We believe the principles of law discussed in the above opinions apply to the present facts. It is our view that if the voters in a fire protection district organized under Chapter 321, RSMo, vote to establish an emergency ambulance service, it is mandatory for the directors of the fire protection district to immediately establish such service. Since this service is required to be furnished and there is no statute authorizing the collection of a service charge from an individual for the use of such service, such service must be made available without charge.

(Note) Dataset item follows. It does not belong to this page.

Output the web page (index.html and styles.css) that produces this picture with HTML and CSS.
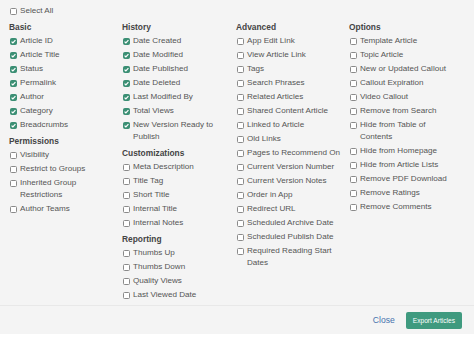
FILE: index.html
```html
<!DOCTYPE html>
<html>
<head>
<meta charset="utf-8">
<link rel="stylesheet" href="styles.css">
</head>
<body>
<div class="modal">
  <div class="content">
    <label class="item"><span class="box"></span><span class="txt">Select All</span></label>
    <div class="columns">
      <div class="col">
        <div class="heading">Basic</div>
        <label class="item"><span class="box on"><svg viewBox="0 0 8 8"><path d="M1.8 4.1 3.3 5.6 6.2 2.5"/></svg></span><span class="txt">Article ID</span></label>
        <label class="item"><span class="box on"><svg viewBox="0 0 8 8"><path d="M1.8 4.1 3.3 5.6 6.2 2.5"/></svg></span><span class="txt">Article Title</span></label>
        <label class="item"><span class="box on"><svg viewBox="0 0 8 8"><path d="M1.8 4.1 3.3 5.6 6.2 2.5"/></svg></span><span class="txt">Status</span></label>
        <label class="item"><span class="box on"><svg viewBox="0 0 8 8"><path d="M1.8 4.1 3.3 5.6 6.2 2.5"/></svg></span><span class="txt">Permalink</span></label>
        <label class="item"><span class="box on"><svg viewBox="0 0 8 8"><path d="M1.8 4.1 3.3 5.6 6.2 2.5"/></svg></span><span class="txt">Author</span></label>
        <label class="item"><span class="box on"><svg viewBox="0 0 8 8"><path d="M1.8 4.1 3.3 5.6 6.2 2.5"/></svg></span><span class="txt">Category</span></label>
        <label class="item"><span class="box on"><svg viewBox="0 0 8 8"><path d="M1.8 4.1 3.3 5.6 6.2 2.5"/></svg></span><span class="txt">Breadcrumbs</span></label>
        <div class="heading">Permissions</div>
        <label class="item"><span class="box"></span><span class="txt">Visibility</span></label>
        <label class="item"><span class="box"></span><span class="txt">Restrict to Groups</span></label>
        <label class="item"><span class="box"></span><span class="txt">Inherited Group<br>Restrictions</span></label>
        <label class="item"><span class="box"></span><span class="txt">Author Teams</span></label>
      </div>
      <div class="col">
        <div class="heading">History</div>
        <label class="item"><span class="box on"><svg viewBox="0 0 8 8"><path d="M1.8 4.1 3.3 5.6 6.2 2.5"/></svg></span><span class="txt">Date Created</span></label>
        <label class="item"><span class="box on"><svg viewBox="0 0 8 8"><path d="M1.8 4.1 3.3 5.6 6.2 2.5"/></svg></span><span class="txt">Date Modified</span></label>
        <label class="item"><span class="box on"><svg viewBox="0 0 8 8"><path d="M1.8 4.1 3.3 5.6 6.2 2.5"/></svg></span><span class="txt">Date Published</span></label>
        <label class="item"><span class="box on"><svg viewBox="0 0 8 8"><path d="M1.8 4.1 3.3 5.6 6.2 2.5"/></svg></span><span class="txt">Date Deleted</span></label>
        <label class="item"><span class="box on"><svg viewBox="0 0 8 8"><path d="M1.8 4.1 3.3 5.6 6.2 2.5"/></svg></span><span class="txt">Last Modified By</span></label>
        <label class="item"><span class="box on"><svg viewBox="0 0 8 8"><path d="M1.8 4.1 3.3 5.6 6.2 2.5"/></svg></span><span class="txt">Total Views</span></label>
        <label class="item"><span class="box on"><svg viewBox="0 0 8 8"><path d="M1.8 4.1 3.3 5.6 6.2 2.5"/></svg></span><span class="txt">New Version Ready to<br>Publish</span></label>
        <div class="heading">Customizations</div>
        <label class="item"><span class="box"></span><span class="txt">Meta Description</span></label>
        <label class="item"><span class="box"></span><span class="txt">Title Tag</span></label>
        <label class="item"><span class="box"></span><span class="txt">Short Title</span></label>
        <label class="item"><span class="box"></span><span class="txt">Internal Title</span></label>
        <label class="item"><span class="box"></span><span class="txt">Internal Notes</span></label>
        <div class="heading">Reporting</div>
        <label class="item"><span class="box"></span><span class="txt">Thumbs Up</span></label>
        <label class="item"><span class="box"></span><span class="txt">Thumbs Down</span></label>
        <label class="item"><span class="box"></span><span class="txt">Quality Views</span></label>
        <label class="item"><span class="box"></span><span class="txt">Last Viewed Date</span></label>
      </div>
      <div class="col">
        <div class="heading">Advanced</div>
        <label class="item"><span class="box"></span><span class="txt">App Edit Link</span></label>
        <label class="item"><span class="box"></span><span class="txt">View Article Link</span></label>
        <label class="item"><span class="box"></span><span class="txt">Tags</span></label>
        <label class="item"><span class="box"></span><span class="txt">Search Phrases</span></label>
        <label class="item"><span class="box"></span><span class="txt">Related Articles</span></label>
        <label class="item"><span class="box"></span><span class="txt">Shared Content Article</span></label>
        <label class="item"><span class="box"></span><span class="txt">Linked to Article</span></label>
        <label class="item"><span class="box"></span><span class="txt">Old Links</span></label>
        <label class="item"><span class="box"></span><span class="txt">Pages to Recommend On</span></label>
        <label class="item"><span class="box"></span><span class="txt">Current Version Number</span></label>
        <label class="item"><span class="box"></span><span class="txt">Current Version Notes</span></label>
        <label class="item"><span class="box"></span><span class="txt">Order in App</span></label>
        <label class="item"><span class="box"></span><span class="txt">Redirect URL</span></label>
        <label class="item"><span class="box"></span><span class="txt">Scheduled Archive Date</span></label>
        <label class="item"><span class="box"></span><span class="txt">Scheduled Publish Date</span></label>
        <label class="item"><span class="box"></span><span class="txt">Required Reading Start<br>Dates</span></label>
      </div>
      <div class="col">
        <div class="heading">Options</div>
        <label class="item"><span class="box"></span><span class="txt">Template Article</span></label>
        <label class="item"><span class="box"></span><span class="txt">Topic Article</span></label>
        <label class="item"><span class="box"></span><span class="txt">New or Updated Callout</span></label>
        <label class="item"><span class="box"></span><span class="txt">Callout Expiration</span></label>
        <label class="item"><span class="box"></span><span class="txt">Video Callout</span></label>
        <label class="item"><span class="box"></span><span class="txt">Remove from Search</span></label>
        <label class="item"><span class="box"></span><span class="txt">Hide from Table of<br>Contents</span></label>
        <label class="item"><span class="box"></span><span class="txt">Hide from Homepage</span></label>
        <label class="item"><span class="box"></span><span class="txt">Hide from Article Lists</span></label>
        <label class="item"><span class="box"></span><span class="txt">Remove PDF Download</span></label>
        <label class="item"><span class="box"></span><span class="txt">Remove Ratings</span></label>
        <label class="item"><span class="box"></span><span class="txt">Remove Comments</span></label>
      </div>
    </div>
  </div>
  <div class="footer">
    <a class="close">Close</a>
    <button class="export">Export Articles</button>
  </div>
</div>
</body>
</html>
```

FILE: styles.css
```css
html, body {
  margin: 0;
  padding: 0;
  background: #ffffff;
}
body {
  font-family: "Liberation Sans", Arial, sans-serif;
  color: #555555;
  font-size: 8.1px;
}
.modal {
  width: 474px;
  height: 334px;
  background: #f4f4f4;
  display: flex;
  flex-direction: column;
}
.content {
  padding: 5px 0 0 9px;
  height: 305px;
  box-sizing: border-box;
}
.columns {
  display: grid;
  grid-template-columns: 113px 114px 113px 113px;
}
.col {
  display: flex;
  flex-direction: column;
}
.heading {
  font-weight: bold;
  color: #444444;
  font-size: 8.4px;
  line-height: 12px;
  margin-top: 2px;
  margin-bottom: 2px;
}
.item {
  display: flex;
  align-items: flex-start;
  line-height: 12px;
  margin-bottom: 2px;
  white-space: nowrap;
}
.box {
  flex: none;
  width: 7px;
  height: 7px;
  margin-top: 3px;
  margin-right: 3px;
  margin-left: 1px;
  border: 1px solid #8a8a8a;
  border-radius: 1.5px;
  box-sizing: border-box;
  background: #ffffff;
  display: flex;
}
.box.on {
  background: #3b8f74;
  border-color: #3b8f74;
}
.box svg {
  width: 7px;
  height: 7px;
  margin: -1px;
}
.box svg path {
  fill: none;
  stroke: #ffffff;
  stroke-width: 1.4;
}
.footer {
  border-top: 1px solid #e8e8e8;
  flex: 1;
  display: flex;
  justify-content: flex-end;
  align-items: center;
  padding-right: 12px;
  gap: 11px;
}
.close {
  color: #4672ad;
  font-size: 8.6px;
}
.export {
  background: #3f9a7f;
  color: #ffffff;
  border: none;
  border-radius: 2px;
  font-family: "Liberation Sans", Arial, sans-serif;
  font-size: 6.6px;
  height: 17px;
  padding: 0 7px;
}
```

In answer to your question whether it would made any difference if the person was a resident or nonresident of the district, it is our view that it does not. We believe any person within the boundaries of the fire protection district in need of emergency ambulance service is entitled to such service without regard to his residence. The statute does not restrict such service to residents of the district. Laws are for the benefit and protection of all persons whether citizens, inhabitants, transients, visitors or sojourners who are properly within the borders of the state unless otherwise declared. Without passing on whether the emergency ambulance service could have been restricted to residents of the fire protection district, by statute, it is not so restricted. It is our view that any person within the borders of a fire protection district in need of emergency ambulance service is entitled to such service. Head vs. New York Life Ins. Co., 241 Mo. 403, 147 S.W. 827.
CONCLUSION
It is the opinion of this office that:
1. A fire protection district which establishes an emergency ambulance service cannot charge for the use of the service.
2. It does not make any difference if the person in need of such service is a resident or nonresident of the fire protection district, he is entitled to such service.
The foregoing opinion, which I hereby.approve, was prepared by my Assistant, Moody Mansur.